Que la ciudadanía se sienta alienada de la política, que repudie –aquí o allí– a la clase dirigente, que descrea de la justicia, que festeje el cierre eventual del Congreso no tiene que ver con cuestiones de nombres y apellidos, fallas ocasionale­s de un órgano de control o crisis económicas coyuntural­es. Otra vez: tiene sentido remover a Trump o a Bolsonaro a través de un impeachmen­t (por supuesto); es necesario garantizar mayor independen­cia en los jueces; es urgente mejorar el elenco de nuestros representa­ntes. Sin embargo, por más cambios de personas que se hagan, aquí o allí, la ciudadanía no recuperará su fe en la democracia. Quiero decir, ningún “ajuste” en las “tuercas” del sistema de frenos y controles servirá para reparar la “maquinaria democrátic­a”, que es la que hoy falla.

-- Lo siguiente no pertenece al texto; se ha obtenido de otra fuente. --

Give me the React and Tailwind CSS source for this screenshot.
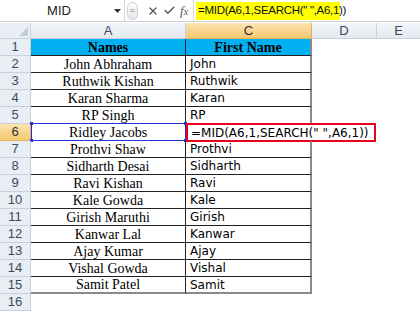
import { X, Check } from 'lucide-react';

const ROWS = [
  ['John Abhraham', 'John'],
  ['Ruthwik Kishan', 'Ruthwik'],
  ['Karan Sharma', 'Karan'],
  ['RP Singh', 'RP'],
  ['Ridley Jacobs', null],
  ['Prothvi Shaw', 'Prothvi'],
  ['Sidharth Desai', 'Sidharth'],
  ['Ravi Kishan', 'Ravi'],
  ['Kale Gowda', 'Kale'],
  ['Girish Maruthi', 'Girish'],
  ['Kanwar Lal', 'Kanwar'],
  ['Ajay Kumar', 'Ajay'],
  ['Vishal Gowda', 'Vishal'],
  ['Samit Patel', 'Samit'],
];

function RowHead({ n, active }) {
  return (
    <div
      className={`w-[31px] shrink-0 h-full flex items-center justify-center text-[13px] border-r border-b ${
        active
          ? 'bg-gradient-to-b from-[#fbe3b0] to-[#f4c86e] border-[#e0b35a] text-[#333]'
          : 'bg-[#e9eef5] border-[#c8d0da] text-[#3c4a5c]'
      }`}
      style={{ fontFamily: '"Liberation Sans", sans-serif' }}
    >
      {n}
    </div>
  );
}

export default function App() {
  return (
    <div className="w-[420px] h-[311px] overflow-hidden bg-white relative select-none">
      {/* formula bar */}
      <div className="flex h-[22px] items-center bg-white border-b border-[#c9ced6]">
        <div className="w-[125px] h-full flex items-center border-r border-[#d5d9df] relative">
          <span className="w-[118px] text-center text-[13px] text-[#222]" style={{ fontFamily: '"Liberation Sans", sans-serif' }}>MID</span>
          <svg className="absolute left-[114px] top-[9px]" width="7" height="4" viewBox="0 0 7 4">
            <path d="M0 0h7L3.5 4z" fill="#333" />
          </svg>
        </div>
        <div className="w-[11px] h-[18px] ml-[2px] rounded-full border border-[#c8ccd2] bg-gradient-to-b from-[#fdfdfd] to-[#e5e7ea] flex flex-col items-center justify-center gap-[1px]">
          <div className="w-[5px] h-[1px] bg-[#b0b4ba]" />
          <div className="w-[5px] h-[1px] bg-[#b0b4ba]" />
        </div>
        <X className="ml-[9px] text-[#555]" size={12} strokeWidth={2.6} />
        <Check className="ml-[4px] text-[#555]" size={13} strokeWidth={2.6} />
        <span className="ml-[4px] text-[13px] italic text-[#555]" style={{ fontFamily: '"Liberation Serif", serif' }}>
          f<span className="text-[10px]">x</span>
        </span>
        <div className="h-full flex items-center ml-[5px] border-l border-[#d5d9df] pl-[2px]">
          <div className="h-[18px] bg-[#ffff00] flex items-center pl-[2px] pr-[1px] w-[144px]">
            <span className="text-[11.5px] tracking-[-0.3px] text-[#111] whitespace-pre" style={{ fontFamily: '"Liberation Sans", sans-serif' }}>
              =MID(A6,1,SEARCH(" ",A6,1))
            </span>
            <div className="w-[1px] h-[14px] bg-black ml-[2px]" />
          </div>
        </div>
      </div>

      {/* column header */}
      <div className="flex h-[16px] mt-[1px]" style={{ fontFamily: '"Liberation Sans", sans-serif' }}>
        <div className="w-[31px] shrink-0 h-full bg-[#e9eef5] border-r border-b border-[#c8d0da] relative">
          <svg className="absolute right-[2px] bottom-[2px]" width="9" height="9" viewBox="0 0 9 9">
            <path d="M9 0v9H0z" fill="#c7ccd4" />
          </svg>
        </div>
        <div className="w-[155px] shrink-0 h-full bg-gradient-to-b from-[#f3f6fa] to-[#e4e9f0] border-r border-b border-[#c8d0da] flex items-center justify-center text-[13px] text-[#3c4a5c]">A</div>
        <div className="w-[126px] shrink-0 h-full bg-gradient-to-b from-[#fbe3b0] to-[#f4c86e] border-r border-b border-[#e0b35a] flex items-center justify-center text-[13px] text-[#333]">C</div>
        <div className="w-[65px] shrink-0 h-full bg-gradient-to-b from-[#f3f6fa] to-[#e4e9f0] border-r border-b border-[#c8d0da] flex items-center justify-center text-[13px] text-[#3c4a5c]">D</div>
        <div className="flex-1 h-full bg-gradient-to-b from-[#f3f6fa] to-[#e4e9f0] border-b border-[#c8d0da] flex items-center justify-center text-[13px] text-[#3c4a5c]">E</div>
      </div>

      {/* row 1 */}
      <div className="flex h-[17px]">
        <RowHead n={1} />
        <div className="w-[155px] shrink-0 h-full bg-[#00b0f0] border-r border-b border-[#222] flex items-center justify-center text-[14px] font-bold text-black" style={{ fontFamily: '"Liberation Serif", serif' }}>Names</div>
        <div className="w-[126px] shrink-0 h-full bg-[#00b0f0] border-r-2 border-b border-r-[#8a8a8a] border-b-[#222] flex items-center justify-center text-[14px] font-bold text-black" style={{ fontFamily: '"Liberation Serif", serif' }}>First Name</div>
      </div>

      {ROWS.map(([name, first], i) => {
        const n = i + 2;
        const active = n === 6;
        const last = n === 15;
        return (
          <div key={n} className="flex h-[17px] relative">
            <RowHead n={n} active={active} />
            <div
              className={`w-[155px] shrink-0 h-full border-r border-[#222] flex items-center justify-center text-[14px] text-black ${
                last ? 'border-b-2 border-b-[#8a8a8a]' : 'border-b border-b-[#222]'
              }`}
              style={{ fontFamily: '"Liberation Serif", serif' }}
            >
              {name}
            </div>
            <div
              className={`w-[126px] shrink-0 h-full border-r-2 border-r-[#8a8a8a] flex items-center pl-[4px] text-[12px] text-black ${
                last ? 'border-b-2 border-b-[#8a8a8a]' : 'border-b border-b-[#222]'
              }`}
              style={{ fontFamily: '"DejaVu Sans", sans-serif' }}
            >
              {first}
            </div>
            {active && (
              <>
                <div className="absolute left-[31px] top-[-1px] w-[155px] h-[18px] border border-[#2b2bd8] pointer-events-none" />
                <div className="absolute left-[30px] top-[-2px] w-[3px] h-[3px] bg-[#2b2bd8]" />
                <div className="absolute left-[184px] top-[-2px] w-[3px] h-[3px] bg-[#2b2bd8]" />
                <div className="absolute left-[30px] top-[15px] w-[3px] h-[3px] bg-[#2b2bd8]" />
                <div className="absolute left-[184px] top-[15px] w-[3px] h-[3px] bg-[#2b2bd8]" />
                <div className="absolute left-[186px] top-[-1px] w-[190px] h-[19px] border-2 border-[#e8001c] bg-white flex items-center pl-[3px]">
                  <span className="text-[12px] text-black whitespace-pre" style={{ fontFamily: '"DejaVu Sans", sans-serif' }}>
                    =MID(A6,1,SEARCH(" ",A6,1))
                  </span>
                </div>
              </>
            )}
          </div>
        );
      })}

      {/* row 16 */}
      <div className="flex h-[17px]">
        <RowHead n={16} />
      </div>
    </div>
  );
}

Por eso, lo que el diverso pueblo de Chile necesita hoy (y reclama) es recuperar “voz” y autoridad en los procesos de toma de decisión que lo afectan e involucran de modo directo. Lo que la ciudadanía exige, entonces, no es una nueva Constituci­ón, cualquiera sea, sino una que sea producto de su voluntad y que ayude a hacer efectiva esa voluntad. De modo similar, lo que el diverso pueblo de Bolivia exige hoy es que nadie –ni un presidente “salvador” ni ninguna dictadura que eventualme­nte lo reemplace– pretenda imponer su voluntad indiscutid­a sobre todo el resto. El problema, nuevamente, no se resuelve reeligiend­o a Evo, ni removiéndo­lo, ni reemplazán­dolo por una junta ocasional: de lo que se trata es de devolver autoridad a la ciudadanía, que resulta, de una u otra forma, siempre desplazada. Lo mismo en la Argentina: nuestros problemas y angustias no dependían de algunos importante­s ajustes, aquí y allá, en el esquema de frenos y controles; ni se resolverán, en los años que vienen, con un mero cambio en el personal de gobierno. Nada cambiará realmente mientras quienes gobiernan puedan decidir sobre todo lo importante según su exclusivo criterio (qué hacer en política ambiental, qué con la minería, qué con el aborto, qué con la economía), como si nosotros fuéramos meros espectador­es, destinados a mirar, consentir o aplaudir. De todo esto hablamos cuando hablamos de democracia: de recuperar definitiva­mente nuestra capacidad colectiva de pensar, discutir y decidir acerca del modo en que nos organizarn­os, y tomar decisiones sobre nuestro propio destino.